+++ Material provided
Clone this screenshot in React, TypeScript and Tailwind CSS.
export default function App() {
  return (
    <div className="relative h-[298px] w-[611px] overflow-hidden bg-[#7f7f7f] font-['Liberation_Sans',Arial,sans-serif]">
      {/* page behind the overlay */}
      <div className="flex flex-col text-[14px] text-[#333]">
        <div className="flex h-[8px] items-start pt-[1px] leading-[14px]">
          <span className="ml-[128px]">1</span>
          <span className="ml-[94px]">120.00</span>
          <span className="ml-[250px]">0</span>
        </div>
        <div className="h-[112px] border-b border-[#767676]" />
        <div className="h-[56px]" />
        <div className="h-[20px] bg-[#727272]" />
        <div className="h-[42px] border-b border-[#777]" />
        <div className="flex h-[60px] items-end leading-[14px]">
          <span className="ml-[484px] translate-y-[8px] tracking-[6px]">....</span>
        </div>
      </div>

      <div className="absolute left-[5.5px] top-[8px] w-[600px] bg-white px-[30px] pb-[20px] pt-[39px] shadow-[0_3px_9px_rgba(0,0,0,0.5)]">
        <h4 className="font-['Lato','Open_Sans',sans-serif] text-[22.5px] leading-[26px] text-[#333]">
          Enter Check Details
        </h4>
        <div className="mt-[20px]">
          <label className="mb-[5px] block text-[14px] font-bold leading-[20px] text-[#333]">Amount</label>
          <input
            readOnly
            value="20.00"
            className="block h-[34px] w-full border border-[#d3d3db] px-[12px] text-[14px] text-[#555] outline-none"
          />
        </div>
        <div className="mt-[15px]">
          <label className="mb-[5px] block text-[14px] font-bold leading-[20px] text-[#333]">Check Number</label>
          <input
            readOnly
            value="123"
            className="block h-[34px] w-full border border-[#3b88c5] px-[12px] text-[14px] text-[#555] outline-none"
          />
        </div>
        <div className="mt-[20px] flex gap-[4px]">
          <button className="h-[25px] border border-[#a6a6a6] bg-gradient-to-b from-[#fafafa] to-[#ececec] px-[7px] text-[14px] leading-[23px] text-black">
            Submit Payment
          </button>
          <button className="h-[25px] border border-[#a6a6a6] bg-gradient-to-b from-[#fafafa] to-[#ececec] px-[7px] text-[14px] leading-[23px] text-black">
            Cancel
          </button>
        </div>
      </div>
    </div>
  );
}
++++++
- Your objective: Each line of the material should be echoed exactly.

- Worked answer:
Clone this screenshot in React, TypeScript and Tailwind CSS.
export default function App() {
  return (
    <div className="relative h-[298px] w-[611px] overflow-hidden bg-[#7f7f7f] font-['Liberation_Sans',Arial,sans-serif]">
      {/* page behind the overlay */}
      <div className="flex flex-col text-[14px] text-[#333]">
        <div className="flex h-[8px] items-start pt-[1px] leading-[14px]">
          <span className="ml-[128px]">1</span>
          <span className="ml-[94px]">120.00</span>
          <span className="ml-[250px]">0</span>
        </div>
        <div className="h-[112px] border-b border-[#767676]" />
        <div className="h-[56px]" />
        <div className="h-[20px] bg-[#727272]" />
        <div className="h-[42px] border-b border-[#777]" />
        <div className="flex h-[60px] items-end leading-[14px]">
          <span className="ml-[484px] translate-y-[8px] tracking-[6px]">....</span>
        </div>
      </div>

      <div className="absolute left-[5.5px] top-[8px] w-[600px] bg-white px-[30px] pb-[20px] pt-[39px] shadow-[0_3px_9px_rgba(0,0,0,0.5)]">
        <h4 className="font-['Lato','Open_Sans',sans-serif] text-[22.5px] leading-[26px] text-[#333]">
          Enter Check Details
        </h4>
        <div className="mt-[20px]">
          <label className="mb-[5px] block text-[14px] font-bold leading-[20px] text-[#333]">Amount</label>
          <input
            readOnly
            value="20.00"
            className="block h-[34px] w-full border border-[#d3d3db] px-[12px] text-[14px] text-[#555] outline-none"
          />
        </div>
        <div className="mt-[15px]">
          <label className="mb-[5px] block text-[14px] font-bold leading-[20px] text-[#333]">Check Number</label>
          <input
            readOnly
            value="123"
            className="block h-[34px] w-full border border-[#3b88c5] px-[12px] text-[14px] text-[#555] outline-none"
          />
        </div>
        <div className="mt-[20px] flex gap-[4px]">
          <button className="h-[25px] border border-[#a6a6a6] bg-gradient-to-b from-[#fafafa] to-[#ececec] px-[7px] text-[14px] leading-[23px] text-black">
            Submit Payment
          </button>
          <button className="h-[25px] border border-[#a6a6a6] bg-gradient-to-b from-[#fafafa] to-[#ececec] px-[7px] text-[14px] leading-[23px] text-black">
            Cancel
          </button>
        </div>
      </div>
    </div>
  );
}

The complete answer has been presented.